2013-08-06 10:32 ` Andrew Cooper
@ 2013-08-06 11:44 ` Jan Beulich
2013-08-06 13:23 ` Andrew Cooper
0 siblings, 1 reply; 11+ messages in thread
From: Jan Beulich @ 2013-08-06 11:44 UTC (permalink / raw)
To: Andrew Cooper; +Cc: xen-devel, Keir Fraser, Tim Deegan
>>> On 06.08.13 at 12:32, Andrew Cooper <andrew.cooper3@citrix.com> wrote:
> The machine we found this crash on is a Dell R310. 4 CPUs, 16G Ram.
Not all that big.
> The full boot xl dmesg is attached, but it appears that the are 8
> broadcast hpets. This is futher backed up by the 'i' debugkey (also
> attached)
Right. And with fewer CPUs than HPET channels, you could get
the system into a mode where each CPU uses a dedicated channel
("maxcpus=4", suppressing registration of all the disabled ones).
> Keir: (merging your thread back here)
> I see your point regarding IRQ_INPROGRESS, but even with 8 hpet
> interrupts, there are rather more than 8 occurences of
> handle_hpet_broadcast() in the stack. If the occurences were just
> function pointers on the stack, I would expect to see several
> handle_hpet_broadcast()+0x0/0x268
Which further hints at some earlier problem. I suppose you don't
happen to have a dump of that crash, or else you could inspect
the IRQ descriptors as well as the stack for whether all instances
came from the same IRQ/vector.
Jan
^ permalink raw reply [flat|nested] 11+ messages in thread
* Re: [RFC Patch] x86/hpet: Disable interrupts while running hpet interrupt handler.

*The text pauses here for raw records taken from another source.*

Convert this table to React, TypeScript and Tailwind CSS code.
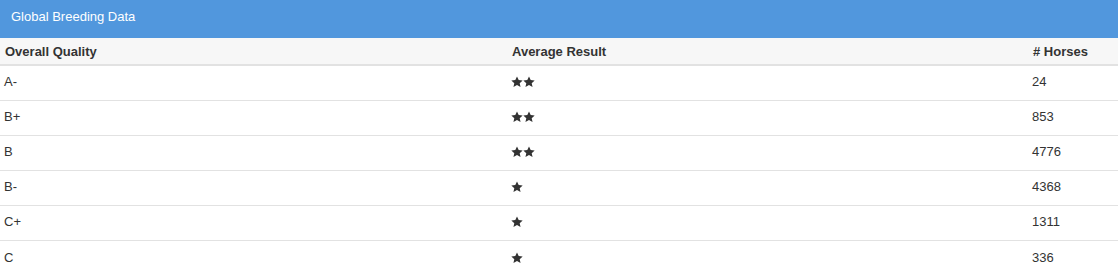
const rows = [
  { grade: "A-", stars: 2, horses: 24 },
  { grade: "B+", stars: 2, horses: 853 },
  { grade: "B", stars: 2, horses: 4776 },
  { grade: "B-", stars: 1, horses: 4368 },
  { grade: "C+", stars: 1, horses: 1311 },
  { grade: "C", stars: 1, horses: 336 },
];

const Star = () => (
  <svg viewBox="0 0 24 24" width={12} height={12} className="fill-[#333]">
    <path d="M12 0.8l3.4 7.2 7.9.9-5.9 5.4 1.7 7.9L12 18.2 4.9 22.2l1.7-7.9L0.7 8.9l7.9-.9z" />
  </svg>
);

const App: React.FC = () => {
  return (
    <div className="w-[1118px] bg-white text-[13px] text-[#333] font-['Liberation_Sans',Arial,sans-serif]">
      <div className="h-[38px] bg-[#5197dd] text-white flex items-center pl-[11px] pb-[5px]">
        Global Breeding Data
      </div>
      <div className="grid grid-cols-[507px_521px_1fr] h-[28px] items-center bg-[#f7f7f7] border-b-2 border-[#e2e2e2] font-bold">
        <div className="pl-[5px] pt-[1px]">Overall Quality</div>
        <div className="pl-[5px] pt-[1px]">Average Result</div>
        <div className="pl-[5px] pt-[1px]">#&nbsp;Horses</div>
      </div>
      {rows.map((r) => (
        <div
          key={r.grade}
          className="grid grid-cols-[507px_521px_1fr] h-[35px] items-center border-b border-[#e2e2e2] last:border-b-0 pb-[2px]"
        >
          <div className="pl-[4px]">{r.grade}</div>
          <div className="pl-[4px] flex">
            {Array.from({ length: r.stars }).map((_, i) => (
              <Star key={i} />
            ))}
          </div>
          <div className="pl-[4px]">{r.horses}</div>
        </div>
      ))}
    </div>
  );
};

export default App;
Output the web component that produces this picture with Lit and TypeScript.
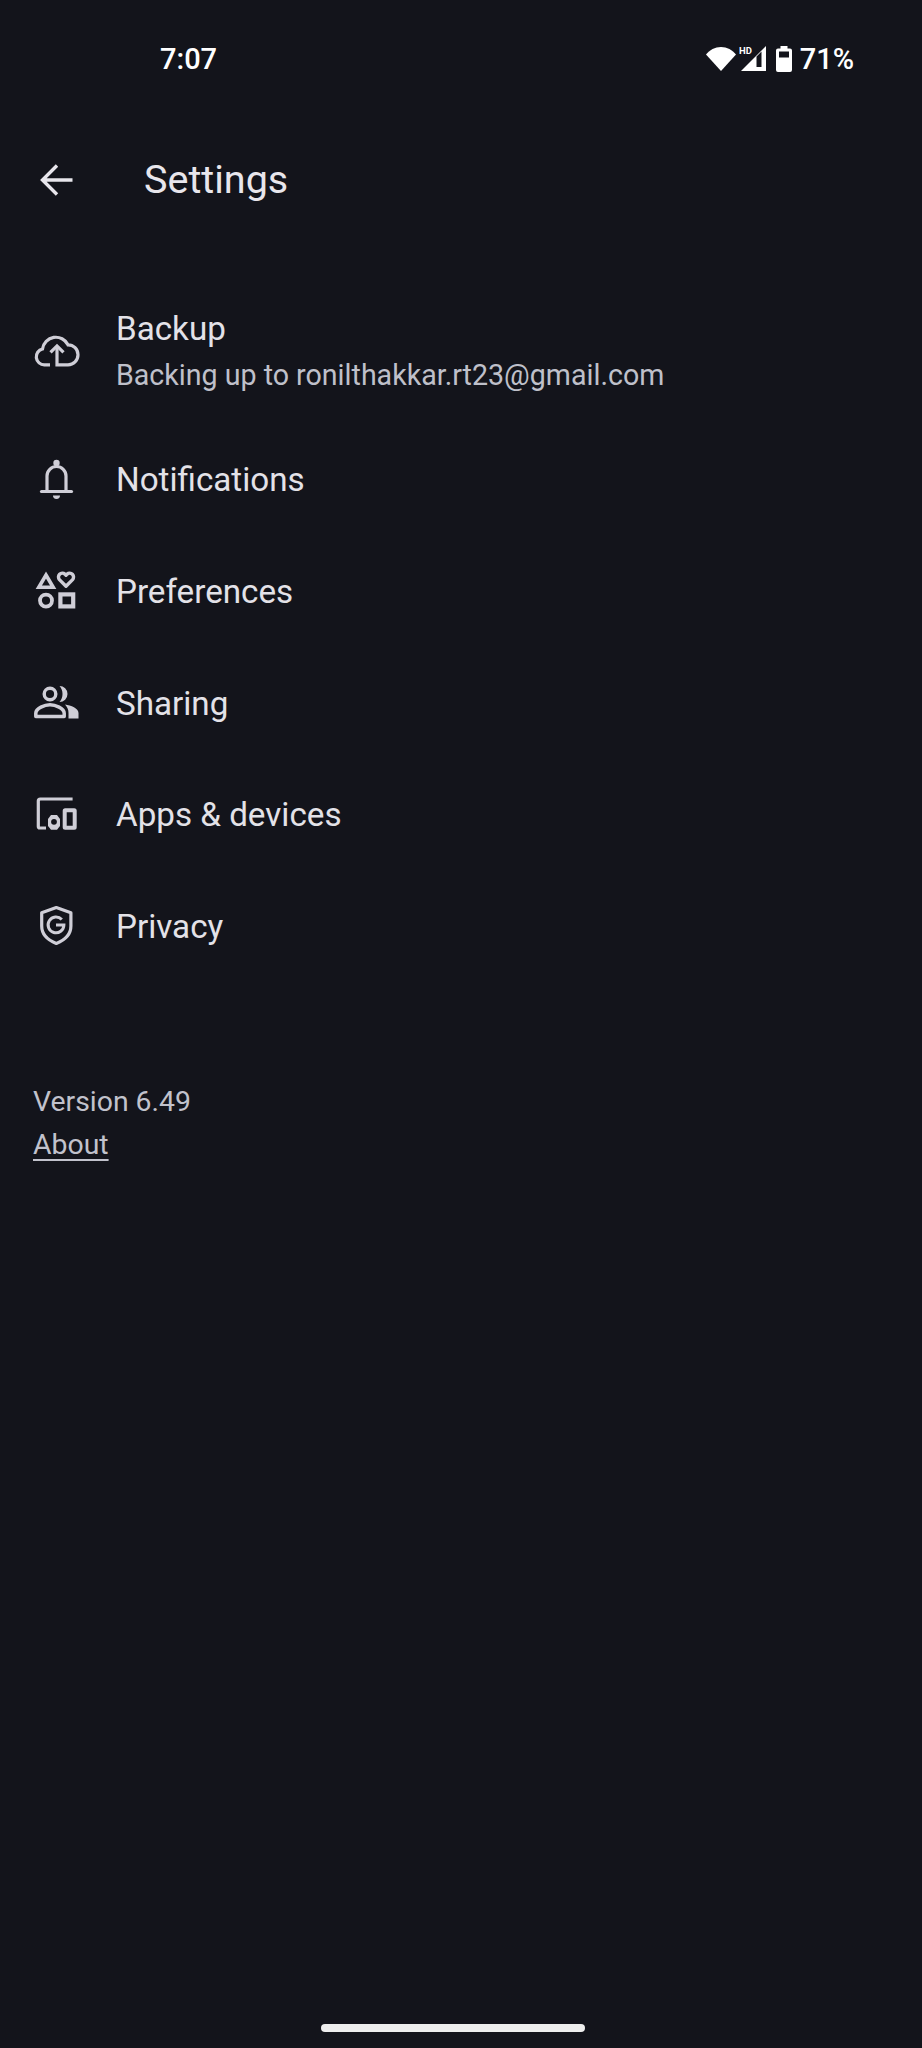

2013-08-06 11:44 ` Jan Beulich
@ 2013-08-06 13:23 ` Andrew Cooper
2013-08-06 13:57 ` Jan Beulich
0 siblings, 1 reply; 11+ messages in thread
From: Andrew Cooper @ 2013-08-06 13:23 UTC (permalink / raw)
To: Jan Beulich; +Cc: xen-devel, Keir Fraser, Tim Deegan
On 06/08/13 12:44, Jan Beulich wrote:
>>>> On 06.08.13 at 12:32, Andrew Cooper <andrew.cooper3@citrix.com> wrote:
>> The machine we found this crash on is a Dell R310. 4 CPUs, 16G Ram.
> Not all that big.
>
>> The full boot xl dmesg is attached, but it appears that the are 8
>> broadcast hpets. This is futher backed up by the 'i' debugkey (also
>> attached)
> Right. And with fewer CPUs than HPET channels, you could get
> the system into a mode where each CPU uses a dedicated channel
> ("maxcpus=4", suppressing registration of all the disabled ones).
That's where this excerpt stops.